Anyone have a good answer?

Writer's Elbow

My left elbow has turned into one large, red, scaly splotch that hurts if I put even the slightest pressure on it.

It took about 2 seconds to work out why. Whenever I re-read what I've typed, which I spend more time doing than actual typing, I lean on my elbows. It seems I lean on my left more than my right, which makes sense because my right hand holds the mouse as I scroll back and forth admiring my genius or, more often, despairing at the crud I've produced.

Clearly this is a case of Writer's Elbow, a new syndrome I've just invented.

Except I haven't. I googled my new syndrome and discovered quite a few writers with the same complaint, and all in the left elbow.

Far from being an exotic new medical curiousity, I turn out to be garden variety presentation. Such is life. At least I'm in good company; among my fellow sufferers is Nancy Kress, who I'm astonished to learn types with only one finger. I guess if it wears down to a stub she still has nine spares.

The Cleopatra Out Of Macedon Theory

What interests me most about Cleopatra's ancestry is the near certainty that she is very distantly related to Alexander the Great.

When Alexander died, there was a massive brawl between his Generals over who would rule the largest empire in human history. A very ugly brawl. Think Texas Chainsaw Massacre Meets Gladiator, only much nastier. When the dust settled, one of the few guys still standing with his intestines, limbs and head all in the expected positions was Ptolemaios.

Even in his own day the rumor was strong that Ptolemaios was the illegitimate elder half-brother of Alexander, by their father King Philip II of Macedon.
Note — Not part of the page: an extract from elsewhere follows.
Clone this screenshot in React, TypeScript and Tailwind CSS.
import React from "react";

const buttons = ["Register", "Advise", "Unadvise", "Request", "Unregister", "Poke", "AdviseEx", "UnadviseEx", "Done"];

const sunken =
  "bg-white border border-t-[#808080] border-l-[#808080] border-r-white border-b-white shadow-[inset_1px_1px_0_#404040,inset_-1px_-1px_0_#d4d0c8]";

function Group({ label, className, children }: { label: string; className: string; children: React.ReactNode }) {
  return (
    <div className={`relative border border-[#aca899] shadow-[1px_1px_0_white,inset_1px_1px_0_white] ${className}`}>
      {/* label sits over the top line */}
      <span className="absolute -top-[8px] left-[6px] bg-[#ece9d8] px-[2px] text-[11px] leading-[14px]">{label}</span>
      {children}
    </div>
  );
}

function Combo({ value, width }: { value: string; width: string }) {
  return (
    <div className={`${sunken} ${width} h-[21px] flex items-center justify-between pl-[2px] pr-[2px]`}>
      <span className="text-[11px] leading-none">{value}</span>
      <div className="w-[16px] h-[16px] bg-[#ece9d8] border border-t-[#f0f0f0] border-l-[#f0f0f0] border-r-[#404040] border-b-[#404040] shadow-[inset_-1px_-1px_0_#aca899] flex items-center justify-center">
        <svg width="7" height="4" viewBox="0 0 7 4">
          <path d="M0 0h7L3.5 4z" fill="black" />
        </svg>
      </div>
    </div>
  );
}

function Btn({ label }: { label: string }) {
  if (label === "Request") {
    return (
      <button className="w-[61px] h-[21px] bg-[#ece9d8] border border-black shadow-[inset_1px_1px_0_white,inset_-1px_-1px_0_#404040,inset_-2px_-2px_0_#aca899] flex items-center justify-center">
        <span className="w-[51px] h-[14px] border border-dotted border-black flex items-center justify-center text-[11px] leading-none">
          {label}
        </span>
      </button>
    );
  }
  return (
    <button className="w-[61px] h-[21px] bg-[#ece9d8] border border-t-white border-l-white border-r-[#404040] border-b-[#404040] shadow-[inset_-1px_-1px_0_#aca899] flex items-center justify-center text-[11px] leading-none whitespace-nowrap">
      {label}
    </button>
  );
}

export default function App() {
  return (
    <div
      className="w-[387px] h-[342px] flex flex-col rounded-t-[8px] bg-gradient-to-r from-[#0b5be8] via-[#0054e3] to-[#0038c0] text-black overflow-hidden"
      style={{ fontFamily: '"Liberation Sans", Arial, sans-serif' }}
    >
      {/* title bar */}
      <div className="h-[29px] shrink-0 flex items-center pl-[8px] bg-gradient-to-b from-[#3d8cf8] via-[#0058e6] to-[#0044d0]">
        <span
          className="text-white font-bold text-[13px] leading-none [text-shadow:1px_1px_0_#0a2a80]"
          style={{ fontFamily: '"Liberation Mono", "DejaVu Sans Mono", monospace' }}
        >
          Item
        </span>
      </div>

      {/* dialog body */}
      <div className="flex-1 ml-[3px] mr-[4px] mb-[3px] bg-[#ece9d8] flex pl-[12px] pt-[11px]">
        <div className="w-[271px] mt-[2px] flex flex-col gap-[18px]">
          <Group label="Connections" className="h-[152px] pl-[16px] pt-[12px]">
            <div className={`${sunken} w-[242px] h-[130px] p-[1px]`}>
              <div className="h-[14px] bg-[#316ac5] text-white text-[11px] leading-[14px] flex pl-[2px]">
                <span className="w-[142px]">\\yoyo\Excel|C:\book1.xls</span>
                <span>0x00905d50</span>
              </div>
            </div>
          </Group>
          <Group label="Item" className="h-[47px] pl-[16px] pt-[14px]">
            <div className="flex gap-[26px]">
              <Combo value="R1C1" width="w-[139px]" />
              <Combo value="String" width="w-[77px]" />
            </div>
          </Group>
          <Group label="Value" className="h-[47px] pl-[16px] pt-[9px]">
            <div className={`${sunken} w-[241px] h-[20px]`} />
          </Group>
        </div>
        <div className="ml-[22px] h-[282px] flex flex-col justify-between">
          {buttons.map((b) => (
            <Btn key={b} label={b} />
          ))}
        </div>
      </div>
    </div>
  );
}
Philip from a young age had been a likely lad with a propensity to bonk pretty much anything that moved, so the existence of a few extra siblings would be no surprise. Ptolemaios went a long way toward confirming this rumor by displaying during the Successor Wars the sort of strategic insight Alexander had always shown. Ptolemaios decided right away to limit himself to holding a single country, and he picked his favorite: Egypt. He kidnapped (corpse-napped?) the body of his half-brother Alexander and interred him in Alexandria, as indeed Alexander seems to have wished, and successfully held Egypt against all comers until the fighting was over.

Then he changed his name to Ptolemy and set himself up as Pharoah of Egypt. Ptolemy continued the ancient Egyptian tradition of marrying brothers to sisters to manage the succession, but he introduced a new naming scheme within the family. Almost all boys were named after him: Ptolemy. Almost all girls were named after the sister that Ptolemaios shared with Alexander the Great. Their sister, the daughter of Philip, was called...Cleopatra.

The Cleopatra was actually Cleopatra VII.